▸ **Records supplied**
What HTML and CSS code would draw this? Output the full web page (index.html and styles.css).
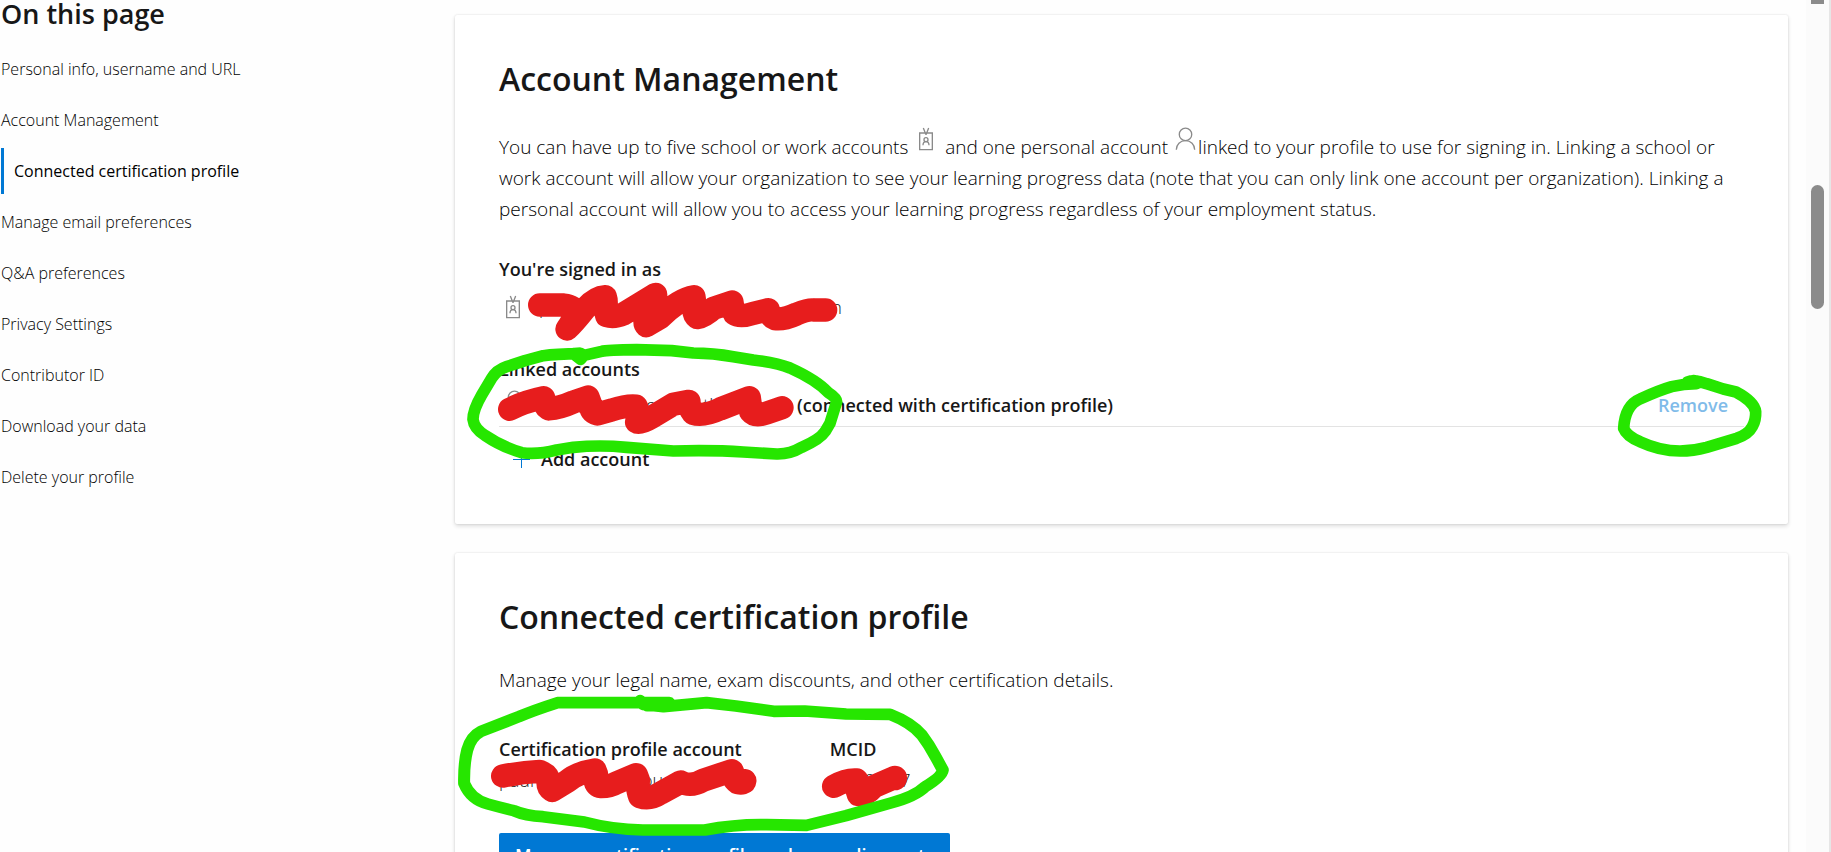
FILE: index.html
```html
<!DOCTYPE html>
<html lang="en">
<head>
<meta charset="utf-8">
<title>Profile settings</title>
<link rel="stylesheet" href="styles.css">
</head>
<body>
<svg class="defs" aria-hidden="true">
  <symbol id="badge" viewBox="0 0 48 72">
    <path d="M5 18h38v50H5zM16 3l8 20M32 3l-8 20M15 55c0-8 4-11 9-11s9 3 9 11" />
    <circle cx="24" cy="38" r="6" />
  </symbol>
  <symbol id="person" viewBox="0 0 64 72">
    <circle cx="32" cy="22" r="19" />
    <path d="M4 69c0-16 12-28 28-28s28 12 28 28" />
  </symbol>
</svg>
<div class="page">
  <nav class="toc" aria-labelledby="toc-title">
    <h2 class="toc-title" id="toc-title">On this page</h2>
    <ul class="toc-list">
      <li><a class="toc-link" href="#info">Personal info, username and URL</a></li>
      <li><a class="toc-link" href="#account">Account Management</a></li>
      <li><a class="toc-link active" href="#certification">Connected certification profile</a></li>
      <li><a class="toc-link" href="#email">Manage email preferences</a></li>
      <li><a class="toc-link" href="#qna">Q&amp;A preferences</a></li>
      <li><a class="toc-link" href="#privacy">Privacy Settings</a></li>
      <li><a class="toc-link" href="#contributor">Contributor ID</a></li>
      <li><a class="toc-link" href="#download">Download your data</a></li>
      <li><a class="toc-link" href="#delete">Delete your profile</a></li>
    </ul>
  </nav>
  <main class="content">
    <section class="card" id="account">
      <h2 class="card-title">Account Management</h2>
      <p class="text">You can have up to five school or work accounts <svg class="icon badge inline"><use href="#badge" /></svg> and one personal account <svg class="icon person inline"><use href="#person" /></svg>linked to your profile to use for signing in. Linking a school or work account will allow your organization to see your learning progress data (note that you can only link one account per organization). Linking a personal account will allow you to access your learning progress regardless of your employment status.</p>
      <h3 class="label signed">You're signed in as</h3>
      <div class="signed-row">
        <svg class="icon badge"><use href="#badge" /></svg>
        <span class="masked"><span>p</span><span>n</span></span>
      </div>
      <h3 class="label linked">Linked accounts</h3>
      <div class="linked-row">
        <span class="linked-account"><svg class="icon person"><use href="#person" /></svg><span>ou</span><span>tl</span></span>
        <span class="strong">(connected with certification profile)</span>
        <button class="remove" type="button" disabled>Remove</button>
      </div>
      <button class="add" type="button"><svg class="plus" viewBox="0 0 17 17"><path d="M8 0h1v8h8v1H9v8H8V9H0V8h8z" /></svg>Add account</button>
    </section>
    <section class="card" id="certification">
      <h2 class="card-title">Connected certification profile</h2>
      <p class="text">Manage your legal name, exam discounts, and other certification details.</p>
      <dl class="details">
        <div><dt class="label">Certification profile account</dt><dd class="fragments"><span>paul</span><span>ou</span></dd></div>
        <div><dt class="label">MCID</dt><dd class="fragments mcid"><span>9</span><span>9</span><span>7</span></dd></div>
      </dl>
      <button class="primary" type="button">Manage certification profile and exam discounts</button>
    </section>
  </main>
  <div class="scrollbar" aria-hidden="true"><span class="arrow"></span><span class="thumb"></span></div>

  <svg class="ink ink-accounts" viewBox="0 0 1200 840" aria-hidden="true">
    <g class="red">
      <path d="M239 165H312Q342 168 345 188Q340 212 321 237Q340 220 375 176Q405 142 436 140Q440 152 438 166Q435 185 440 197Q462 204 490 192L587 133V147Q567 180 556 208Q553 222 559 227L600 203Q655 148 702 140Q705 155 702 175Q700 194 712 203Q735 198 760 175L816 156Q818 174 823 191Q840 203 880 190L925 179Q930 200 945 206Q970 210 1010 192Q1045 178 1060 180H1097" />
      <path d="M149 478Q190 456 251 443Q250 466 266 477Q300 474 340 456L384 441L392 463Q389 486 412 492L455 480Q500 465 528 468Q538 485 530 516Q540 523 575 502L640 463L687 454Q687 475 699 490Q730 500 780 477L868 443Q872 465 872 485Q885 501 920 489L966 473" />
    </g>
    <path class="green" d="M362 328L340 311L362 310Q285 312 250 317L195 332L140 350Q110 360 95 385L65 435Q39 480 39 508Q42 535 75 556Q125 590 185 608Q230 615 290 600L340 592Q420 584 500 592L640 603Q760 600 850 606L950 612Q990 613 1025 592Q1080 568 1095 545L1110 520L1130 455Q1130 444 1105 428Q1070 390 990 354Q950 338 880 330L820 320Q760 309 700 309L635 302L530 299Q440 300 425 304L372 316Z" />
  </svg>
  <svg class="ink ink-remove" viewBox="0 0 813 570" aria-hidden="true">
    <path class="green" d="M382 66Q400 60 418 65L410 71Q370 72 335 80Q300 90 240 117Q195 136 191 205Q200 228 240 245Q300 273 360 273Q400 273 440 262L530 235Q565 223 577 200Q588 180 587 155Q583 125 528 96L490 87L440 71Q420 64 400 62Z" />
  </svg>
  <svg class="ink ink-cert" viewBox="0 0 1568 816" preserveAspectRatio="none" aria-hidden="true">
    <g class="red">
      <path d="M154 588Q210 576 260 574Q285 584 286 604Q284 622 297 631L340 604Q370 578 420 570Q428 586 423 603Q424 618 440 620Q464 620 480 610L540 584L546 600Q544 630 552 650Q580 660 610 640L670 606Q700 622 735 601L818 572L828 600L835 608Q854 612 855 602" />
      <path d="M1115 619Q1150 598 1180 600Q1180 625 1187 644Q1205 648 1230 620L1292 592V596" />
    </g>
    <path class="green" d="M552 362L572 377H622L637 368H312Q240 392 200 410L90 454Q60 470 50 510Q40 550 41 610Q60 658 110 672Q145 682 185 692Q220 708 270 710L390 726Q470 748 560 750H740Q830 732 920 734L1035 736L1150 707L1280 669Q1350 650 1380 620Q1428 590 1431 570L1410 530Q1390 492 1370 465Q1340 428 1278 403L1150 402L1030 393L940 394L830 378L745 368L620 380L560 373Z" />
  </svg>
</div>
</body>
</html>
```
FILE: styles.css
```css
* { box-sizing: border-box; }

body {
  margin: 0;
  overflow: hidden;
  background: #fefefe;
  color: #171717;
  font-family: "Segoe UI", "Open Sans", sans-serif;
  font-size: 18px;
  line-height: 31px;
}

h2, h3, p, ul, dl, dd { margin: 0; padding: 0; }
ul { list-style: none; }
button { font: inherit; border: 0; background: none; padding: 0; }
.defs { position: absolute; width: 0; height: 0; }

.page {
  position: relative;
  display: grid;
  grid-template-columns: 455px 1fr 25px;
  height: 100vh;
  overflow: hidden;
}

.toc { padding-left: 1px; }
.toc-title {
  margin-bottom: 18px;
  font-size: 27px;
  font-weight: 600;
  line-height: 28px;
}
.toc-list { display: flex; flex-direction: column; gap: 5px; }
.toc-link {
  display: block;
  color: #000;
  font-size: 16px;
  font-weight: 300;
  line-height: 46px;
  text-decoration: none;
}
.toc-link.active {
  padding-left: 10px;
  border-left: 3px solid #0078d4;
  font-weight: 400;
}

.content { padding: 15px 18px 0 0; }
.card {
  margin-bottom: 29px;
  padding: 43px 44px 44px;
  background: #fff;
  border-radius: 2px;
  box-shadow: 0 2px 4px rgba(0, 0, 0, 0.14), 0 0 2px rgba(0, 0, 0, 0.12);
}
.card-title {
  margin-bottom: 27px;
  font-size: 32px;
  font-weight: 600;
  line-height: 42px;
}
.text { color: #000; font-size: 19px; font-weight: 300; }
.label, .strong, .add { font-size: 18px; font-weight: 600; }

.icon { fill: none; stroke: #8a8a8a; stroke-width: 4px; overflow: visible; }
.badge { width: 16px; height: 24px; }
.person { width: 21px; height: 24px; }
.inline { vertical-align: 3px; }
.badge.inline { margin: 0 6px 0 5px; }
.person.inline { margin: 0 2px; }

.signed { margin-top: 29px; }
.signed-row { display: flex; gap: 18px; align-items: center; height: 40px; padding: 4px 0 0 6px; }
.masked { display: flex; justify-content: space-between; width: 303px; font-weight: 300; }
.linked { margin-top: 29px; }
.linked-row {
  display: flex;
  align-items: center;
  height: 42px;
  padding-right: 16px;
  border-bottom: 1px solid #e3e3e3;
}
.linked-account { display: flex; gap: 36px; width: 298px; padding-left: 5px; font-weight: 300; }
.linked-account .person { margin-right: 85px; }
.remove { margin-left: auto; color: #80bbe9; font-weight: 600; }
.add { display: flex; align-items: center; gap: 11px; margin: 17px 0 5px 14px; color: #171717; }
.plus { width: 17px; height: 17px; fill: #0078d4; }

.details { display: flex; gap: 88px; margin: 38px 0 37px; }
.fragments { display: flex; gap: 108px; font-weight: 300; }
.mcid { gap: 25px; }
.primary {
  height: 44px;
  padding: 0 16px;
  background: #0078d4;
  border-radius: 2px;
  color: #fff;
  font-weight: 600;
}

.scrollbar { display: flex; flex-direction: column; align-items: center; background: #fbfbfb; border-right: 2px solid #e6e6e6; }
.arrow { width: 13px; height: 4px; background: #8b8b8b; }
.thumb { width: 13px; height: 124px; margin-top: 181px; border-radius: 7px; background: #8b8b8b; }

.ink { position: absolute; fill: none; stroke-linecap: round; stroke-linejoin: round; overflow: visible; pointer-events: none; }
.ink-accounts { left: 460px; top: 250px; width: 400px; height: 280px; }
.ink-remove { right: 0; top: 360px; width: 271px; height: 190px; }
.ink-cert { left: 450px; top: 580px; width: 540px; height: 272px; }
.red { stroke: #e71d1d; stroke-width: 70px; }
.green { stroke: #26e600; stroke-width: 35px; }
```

* * *

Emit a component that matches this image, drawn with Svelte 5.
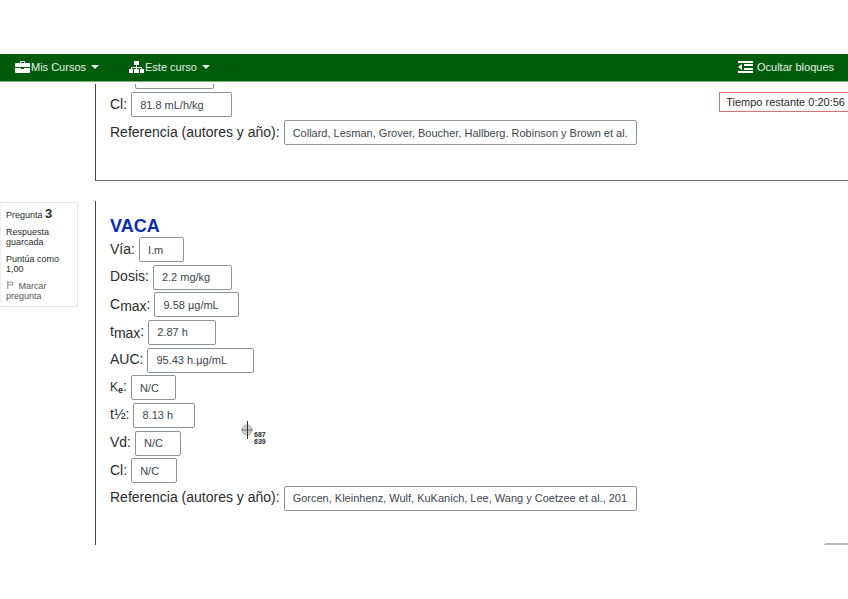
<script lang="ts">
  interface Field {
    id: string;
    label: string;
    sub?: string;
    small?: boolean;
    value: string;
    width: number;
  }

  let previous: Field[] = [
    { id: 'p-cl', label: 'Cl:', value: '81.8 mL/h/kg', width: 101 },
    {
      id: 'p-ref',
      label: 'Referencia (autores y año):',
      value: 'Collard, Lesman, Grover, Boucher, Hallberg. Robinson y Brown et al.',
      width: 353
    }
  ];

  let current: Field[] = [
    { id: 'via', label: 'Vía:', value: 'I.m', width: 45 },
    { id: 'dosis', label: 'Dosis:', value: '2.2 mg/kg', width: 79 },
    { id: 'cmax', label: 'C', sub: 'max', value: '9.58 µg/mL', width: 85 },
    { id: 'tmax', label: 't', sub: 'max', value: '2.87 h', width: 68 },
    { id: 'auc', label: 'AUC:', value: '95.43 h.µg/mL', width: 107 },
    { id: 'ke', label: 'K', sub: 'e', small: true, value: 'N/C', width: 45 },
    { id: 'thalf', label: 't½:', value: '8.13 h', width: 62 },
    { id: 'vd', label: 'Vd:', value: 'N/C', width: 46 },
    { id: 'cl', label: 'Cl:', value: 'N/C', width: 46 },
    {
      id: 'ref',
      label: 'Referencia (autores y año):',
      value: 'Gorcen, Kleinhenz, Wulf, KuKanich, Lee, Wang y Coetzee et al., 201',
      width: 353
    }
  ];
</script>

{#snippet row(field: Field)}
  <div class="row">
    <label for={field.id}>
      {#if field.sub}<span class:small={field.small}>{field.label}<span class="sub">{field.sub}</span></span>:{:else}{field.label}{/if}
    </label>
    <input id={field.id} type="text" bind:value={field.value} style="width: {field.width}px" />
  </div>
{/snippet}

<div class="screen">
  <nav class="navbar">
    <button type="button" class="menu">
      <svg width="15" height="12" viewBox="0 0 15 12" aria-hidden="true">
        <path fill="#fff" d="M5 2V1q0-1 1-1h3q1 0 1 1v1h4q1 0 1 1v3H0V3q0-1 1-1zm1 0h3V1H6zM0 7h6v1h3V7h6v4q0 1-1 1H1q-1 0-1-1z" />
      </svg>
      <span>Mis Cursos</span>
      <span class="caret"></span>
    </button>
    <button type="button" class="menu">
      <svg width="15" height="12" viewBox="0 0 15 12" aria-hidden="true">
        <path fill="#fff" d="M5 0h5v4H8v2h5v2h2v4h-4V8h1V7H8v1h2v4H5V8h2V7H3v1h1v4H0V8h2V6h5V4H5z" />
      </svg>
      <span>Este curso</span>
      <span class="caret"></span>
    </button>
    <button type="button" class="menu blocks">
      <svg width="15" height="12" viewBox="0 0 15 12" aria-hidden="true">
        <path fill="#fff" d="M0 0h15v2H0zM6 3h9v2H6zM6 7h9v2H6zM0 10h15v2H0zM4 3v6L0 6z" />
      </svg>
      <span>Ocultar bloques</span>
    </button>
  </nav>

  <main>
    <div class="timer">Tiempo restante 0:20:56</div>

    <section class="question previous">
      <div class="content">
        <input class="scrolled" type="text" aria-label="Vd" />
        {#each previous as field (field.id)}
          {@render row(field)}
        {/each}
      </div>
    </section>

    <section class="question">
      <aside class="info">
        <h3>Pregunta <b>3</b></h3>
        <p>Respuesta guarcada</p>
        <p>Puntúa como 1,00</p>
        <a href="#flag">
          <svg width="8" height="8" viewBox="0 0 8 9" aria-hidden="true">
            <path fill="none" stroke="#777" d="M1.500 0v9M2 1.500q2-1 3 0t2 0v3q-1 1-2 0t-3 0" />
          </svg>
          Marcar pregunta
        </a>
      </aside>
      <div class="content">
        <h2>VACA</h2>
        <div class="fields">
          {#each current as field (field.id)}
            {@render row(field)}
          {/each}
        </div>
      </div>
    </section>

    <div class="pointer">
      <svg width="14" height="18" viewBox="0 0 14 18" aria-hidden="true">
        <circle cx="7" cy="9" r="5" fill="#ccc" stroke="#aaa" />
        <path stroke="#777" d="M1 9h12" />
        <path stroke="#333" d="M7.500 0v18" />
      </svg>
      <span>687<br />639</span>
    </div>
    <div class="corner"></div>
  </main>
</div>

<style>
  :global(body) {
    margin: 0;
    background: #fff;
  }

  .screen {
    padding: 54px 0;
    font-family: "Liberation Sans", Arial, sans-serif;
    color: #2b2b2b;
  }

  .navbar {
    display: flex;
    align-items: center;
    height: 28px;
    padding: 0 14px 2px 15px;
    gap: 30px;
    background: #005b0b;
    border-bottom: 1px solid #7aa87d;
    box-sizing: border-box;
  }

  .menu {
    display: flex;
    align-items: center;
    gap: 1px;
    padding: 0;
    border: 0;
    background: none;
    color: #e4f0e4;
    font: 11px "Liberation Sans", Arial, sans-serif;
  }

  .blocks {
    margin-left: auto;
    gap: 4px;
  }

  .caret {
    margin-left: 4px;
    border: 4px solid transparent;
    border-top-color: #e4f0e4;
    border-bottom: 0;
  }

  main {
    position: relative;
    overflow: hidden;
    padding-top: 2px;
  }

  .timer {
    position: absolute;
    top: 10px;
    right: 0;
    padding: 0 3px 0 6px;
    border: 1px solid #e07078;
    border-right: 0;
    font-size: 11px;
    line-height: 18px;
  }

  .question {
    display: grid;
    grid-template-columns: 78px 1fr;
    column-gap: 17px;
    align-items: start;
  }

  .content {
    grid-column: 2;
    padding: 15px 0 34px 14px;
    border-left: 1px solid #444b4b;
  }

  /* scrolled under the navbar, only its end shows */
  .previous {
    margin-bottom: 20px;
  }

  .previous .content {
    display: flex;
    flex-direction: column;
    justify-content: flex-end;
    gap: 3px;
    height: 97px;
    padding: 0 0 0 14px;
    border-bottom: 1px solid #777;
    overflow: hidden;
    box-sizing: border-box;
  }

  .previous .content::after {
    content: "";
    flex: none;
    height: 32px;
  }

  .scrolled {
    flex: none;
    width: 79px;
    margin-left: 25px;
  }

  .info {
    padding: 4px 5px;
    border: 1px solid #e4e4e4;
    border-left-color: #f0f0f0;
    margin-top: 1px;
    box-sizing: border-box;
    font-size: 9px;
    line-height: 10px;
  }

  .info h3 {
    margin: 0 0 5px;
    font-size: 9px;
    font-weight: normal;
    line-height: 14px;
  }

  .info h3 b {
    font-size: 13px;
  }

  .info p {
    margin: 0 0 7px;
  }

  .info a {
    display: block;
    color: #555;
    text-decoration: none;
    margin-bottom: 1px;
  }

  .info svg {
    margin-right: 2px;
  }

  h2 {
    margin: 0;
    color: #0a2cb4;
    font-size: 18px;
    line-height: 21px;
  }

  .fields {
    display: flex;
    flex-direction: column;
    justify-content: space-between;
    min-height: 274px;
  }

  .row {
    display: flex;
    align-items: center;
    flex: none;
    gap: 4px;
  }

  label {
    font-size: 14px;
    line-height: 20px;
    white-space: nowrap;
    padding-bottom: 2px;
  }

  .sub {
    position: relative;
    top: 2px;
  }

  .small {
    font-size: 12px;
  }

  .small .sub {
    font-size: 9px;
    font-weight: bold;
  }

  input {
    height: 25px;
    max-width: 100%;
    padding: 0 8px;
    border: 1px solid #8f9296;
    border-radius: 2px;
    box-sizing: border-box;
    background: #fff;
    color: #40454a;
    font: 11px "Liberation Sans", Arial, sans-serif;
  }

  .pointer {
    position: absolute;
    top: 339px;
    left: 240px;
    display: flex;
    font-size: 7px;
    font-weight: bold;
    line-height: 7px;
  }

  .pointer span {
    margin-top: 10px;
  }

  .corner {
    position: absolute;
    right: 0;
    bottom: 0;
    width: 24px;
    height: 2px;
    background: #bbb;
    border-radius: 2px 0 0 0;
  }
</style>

▸ **Prompt**
Pick out all lines containing the string "that".

▸ **Task answer**
      <p class="text">You can have up to five school or work accounts <svg class="icon badge inline"><use href="#badge" /></svg> and one personal account <svg class="icon person inline"><use href="#person" /></svg>linked to your profile to use for signing in. Linking a school or work account will allow your organization to see your learning progress data (note that you can only link one account per organization). Linking a personal account will allow you to access your learning progress regardless of your employment status.</p>
Emit a component that matches this image, drawn with Svelte 5.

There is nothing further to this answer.